Nas páginas, elaboradas durante muitas madrugadas, o dia a dia de uma solidão imensa. Os diálogos com o marido nos quais ela pedia dinheiro para as compras e ele reclamava que os gastos estavam grandes demais, o silêncio dos filhos que entravam e saíam de casa sem falar com ela, ocupados que estavam de suas adolescências, o peso do trabalho que é cuidar de um lar de seis pessoas, a falta de tempo para que pudesse olhar para ela e não para os outros.

Quanto mais a filha lia, mais afundava a cabeça naqueles cadernos sabendo que não seria capaz de tirar os olhos dali para encarar a mulher do outro lado da mesa. A correção social da vida da mãe desfeita em quatro cadernos confessionais violentamente escritos durante madrugadas de exílio.

Quando tomou coragem para tirar os olhos das páginas, perguntou se a mãe dividia aquelas dores com as amigas. Ela disse que não. "Por quê?", quis saber. "Porque eu ficava envergonhada de parecer que eu estava reclamando de uma vida perfeita, de um marido educado e gentil. Tinha medo de acharem que eu não amava vocês. Ser mãe não exige sacrifícios e amor incondicional?"

A filha então perguntou: "Se você tivesse sabido que a vizinha da porta da frente, e a do apartamento do outro lado da rua, e as demais mulheres desse bairro e dessa cidade estavam passando pelas mesmas coisas, isso teria te feito sofrer menos?" No olhar da mãe, a expressão de quem nunca havia pensando nisso: que aquelas não eram dores apenas suas, mas de muitas outras mulheres como ela. Depois de assimilar a ideia, ela balançou a cabeça dizendo que sim.

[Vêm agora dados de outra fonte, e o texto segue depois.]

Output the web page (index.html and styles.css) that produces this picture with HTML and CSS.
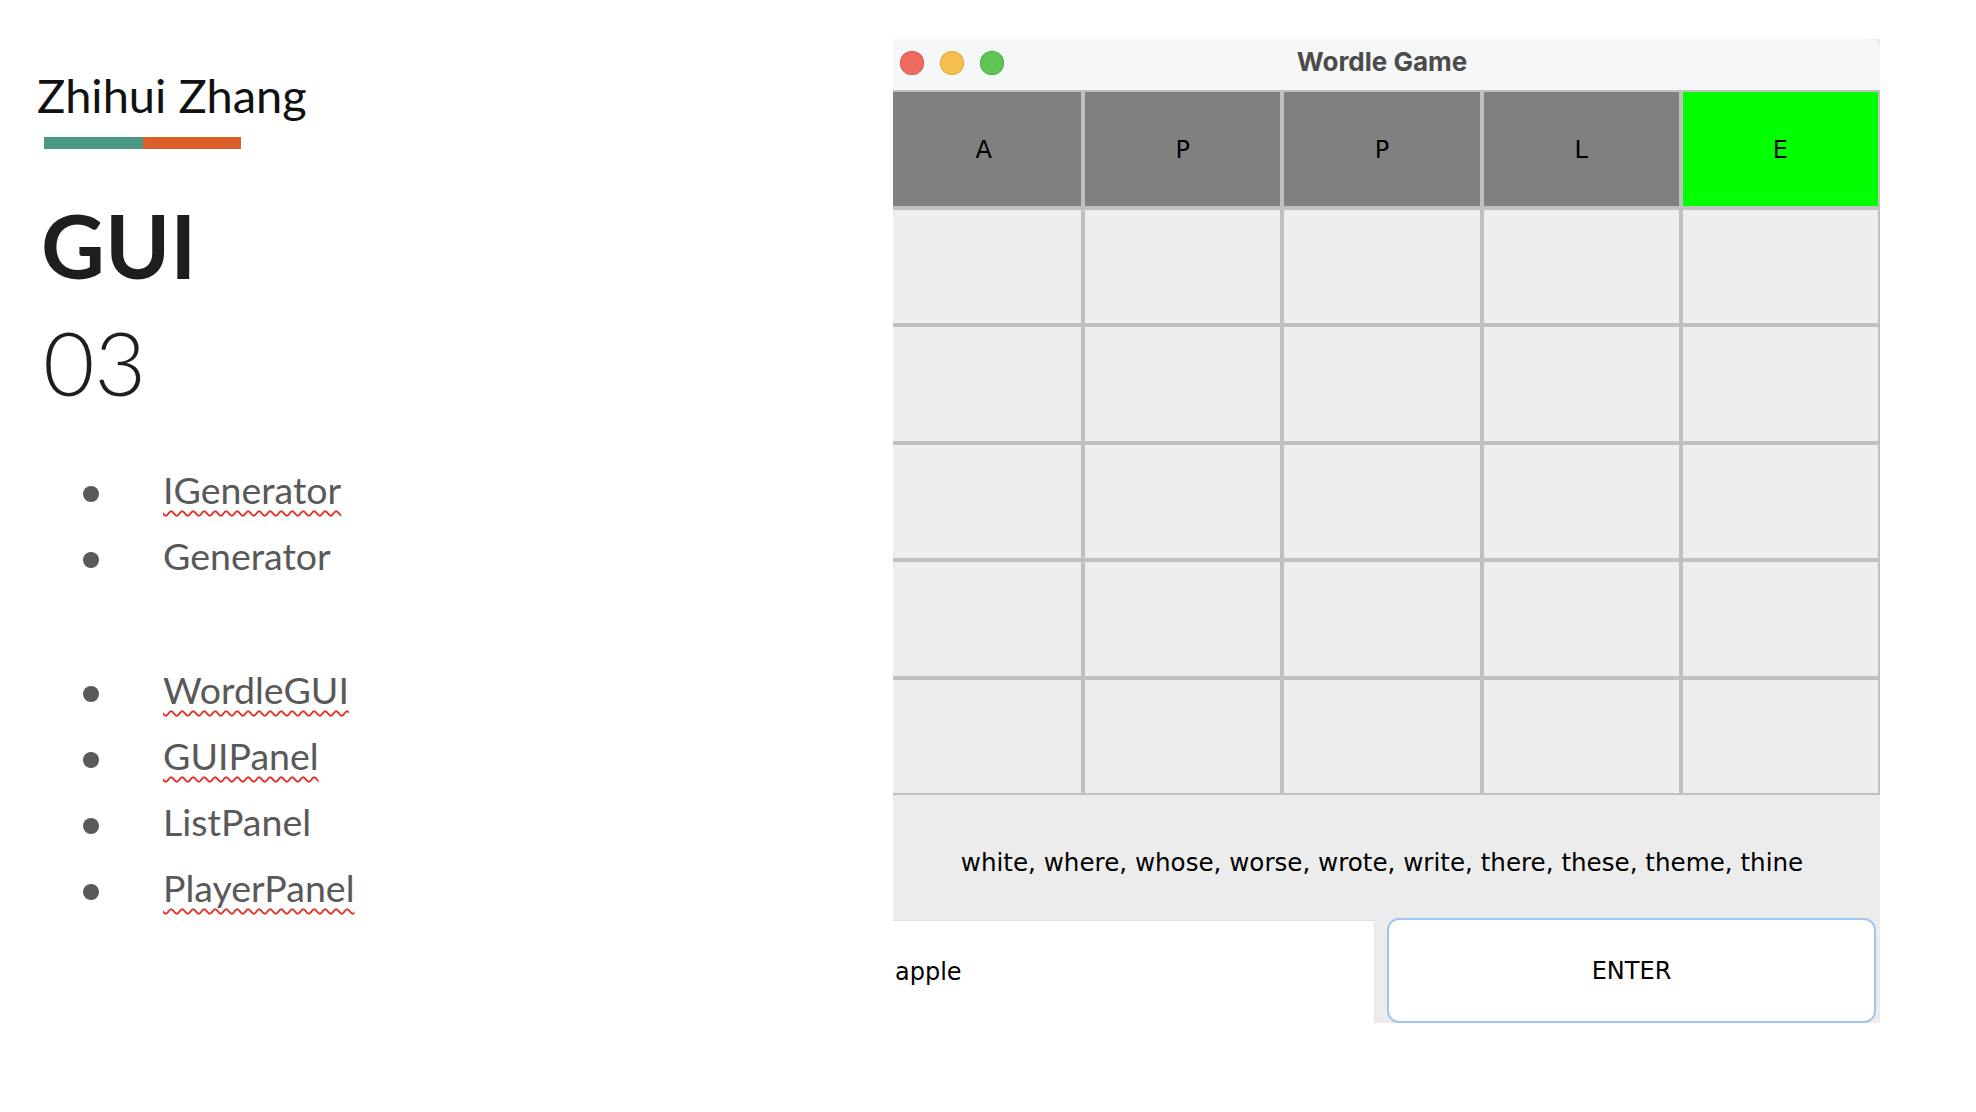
FILE: index.html
```html
<!DOCTYPE html>
<html lang="en">
<head>
<meta charset="utf-8">
<title>GUI 03 – Wordle Game</title>
<link rel="stylesheet" href="styles.css">
</head>
<body>
<div class="page">
  <section class="slide-left">
    <h2 class="author">Zhihui Zhang</h2>
    <div class="accent"><span class="accent-teal"></span><span class="accent-orange"></span></div>
    <h1 class="title">GUI</h1>
    <div class="number">03</div>
    <ul class="topics">
      <li><span class="misspelled">IGenerator</span></li>
      <li><span>Generator</span></li>
      <li class="blank"></li>
      <li><span class="misspelled">WordleGUI</span></li>
      <li><span class="misspelled">GUIPanel</span></li>
      <li><span>ListPanel</span></li>
      <li><span class="misspelled">PlayerPanel</span></li>
    </ul>
  </section>

  <section class="stage">
    <div class="frame">
      <div class="window">
        <div class="titlebar">
          <div class="lights">
            <span class="light light-red"></span>
            <span class="light light-yellow"></span>
            <span class="light light-green"></span>
          </div>
          <div class="window-title">Wordle Game</div>
          <div></div>
        </div>
        <div class="board">
          <div class="cell cell-gray">A</div>
          <div class="cell cell-gray">P</div>
          <div class="cell cell-gray">P</div>
          <div class="cell cell-gray">L</div>
          <div class="cell cell-green">E</div>
          <div class="cell"></div><div class="cell"></div><div class="cell"></div><div class="cell"></div><div class="cell"></div>
          <div class="cell"></div><div class="cell"></div><div class="cell"></div><div class="cell"></div><div class="cell"></div>
          <div class="cell"></div><div class="cell"></div><div class="cell"></div><div class="cell"></div><div class="cell"></div>
          <div class="cell"></div><div class="cell"></div><div class="cell"></div><div class="cell"></div><div class="cell"></div>
          <div class="cell"></div><div class="cell"></div><div class="cell"></div><div class="cell"></div><div class="cell"></div>
        </div>
        <div class="message">white, where, whose, worse, wrote, write, there, these, theme, thine</div>
        <div class="controls">
          <div class="guess-input">apple</div>
          <div class="enter-btn">ENTER</div>
        </div>
      </div>
    </div>
  </section>
</div>
</body>
</html>
```

FILE: styles.css
```css
* { box-sizing: border-box; }

html, body {
  margin: 0;
  padding: 0;
  background: #ffffff;
}

.page {
  display: flex;
  width: 1976px;
  height: 1112px;
  overflow: hidden;
}

/* ---------- Left slide column ---------- */
.slide-left {
  flex: none;
  width: 893px;
  padding-left: 41px;
  font-family: "Lato", "Open Sans", sans-serif;
}

.author {
  margin: 67px 0 0 -4px;
  font-size: 47px;
  line-height: 56px;
  font-weight: 400;
  color: #111111;
}

.accent {
  display: flex;
  margin: 14px 0 0 3px;
  height: 12px;
  width: 197px;
}
.accent-teal { flex: none; width: 99px; background: #4a9987; }
.accent-orange { flex: 1; background: #dc6029; }

.title {
  margin: 46px 0 0 0;
  font-size: 88px;
  line-height: 100px;
  font-weight: 700;
  color: #1e1e1e;
}

.number {
  margin-top: 17px;
  padding-left: 2px;
  font-size: 89px;
  line-height: 100px;
  font-weight: 300;
  color: #1e1e1e;
}

.topics {
  list-style: none;
  margin: 45px 0 0 0;
  padding: 0 0 0 42px;
  font-size: 37.5px;
  line-height: 66px;
  color: #595959;
}
.topics li {
  display: flex;
  align-items: flex-start;
  height: 66px;
}
.topics li.blank { height: 68px; }
.topics li::before {
  content: "";
  flex: none;
  width: 16px;
  height: 16px;
  margin-top: 29px;
  margin-right: 64px;
  border-radius: 50%;
  background: #595959;
}
.topics li.blank::before { display: none; }

.misspelled {
  text-decoration: underline wavy #e0342b;
  text-decoration-thickness: 1.5px;
  text-underline-offset: 6px;
}

/* ---------- Right: Wordle window ---------- */
.stage {
  flex: none;
  padding-top: 39px;
}

.frame {
  width: 987px;
  height: 984px;
  overflow: hidden;
  background: #8fc5b2;
}

.window {
  width: 996px;
  height: 984px;
  margin-left: -9px;
  background: #ececec;
  font-family: "DejaVu Sans", "Verdana", sans-serif;
  color: #000000;
}

.titlebar {
  display: grid;
  grid-template-columns: 1fr auto 1fr;
  align-items: center;
  height: 51px;
  padding-bottom: 4px;
  background: #f6f7f7;
  border-top-right-radius: 10px;
}

.lights {
  display: flex;
  gap: 16px;
  padding-left: 16px;
}
.light {
  width: 24px;
  height: 24px;
  border-radius: 50%;
}
.light-red { background: #ed6a5e; box-shadow: inset 0 0 0 1px #e05a4f; }
.light-yellow { background: #f5bf4f; box-shadow: inset 0 0 0 1px #e4ab3c; }
.light-green { background: #61c554; box-shadow: inset 0 0 0 1px #52b346; }

.window-title {
  font-family: "Inter", "Liberation Sans", sans-serif;
  font-weight: 700;
  font-size: 26px;
  line-height: 30px;
  margin-top: -1px;
  color: #4b4b4b;
}

.board {
  display: grid;
  grid-template-columns: repeat(5, 1fr);
  grid-auto-rows: 117.5px;
}

.cell {
  display: flex;
  align-items: center;
  justify-content: center;
  padding-top: 3px;
  border: 2px solid #c0c0c0;
  background: #eeeeee;
  font-size: 24px;
}
.cell-gray { background: #808080; }
.cell-green { background: #00ff00; }

.message {
  display: flex;
  align-items: center;
  justify-content: center;
  height: 123px;
  padding-top: 12px;
  font-size: 24.6px;
  background: #ececec;
}

.controls {
  display: flex;
  height: 105px;
}

.guess-input {
  flex: none;
  width: 491px;
  margin-top: 2px;
  display: flex;
  align-items: center;
  padding-left: 11px;
  background: #ffffff;
  border-top: 1px solid #dedede;
  border-right: 1px solid #e4e4e4;
  font-size: 24px;
}

.enter-btn {
  flex: none;
  width: 489px;
  margin-left: 12px;
  display: flex;
  align-items: center;
  justify-content: center;
  background: #ffffff;
  border: 2px solid #9ec6f1;
  border-radius: 12px;
  font-size: 24px;
}
```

A filha entendeu quem era a mulher bem a sua frente: uma escritora interrompida pelo sistema sexo-gênero. Alguém que passou os anos mais potentes da vida silenciada por normas e regras, sozinha dentro de uma casa cheia de gente, trabalhando como só as mães trabalham.

Sem saber o que fazer, me levantei e ajoelhei aos pés de minha mãe colocando a cabeça em seu colo. Pela primeira vez, eu sabia exatamente a quem estava me curvando.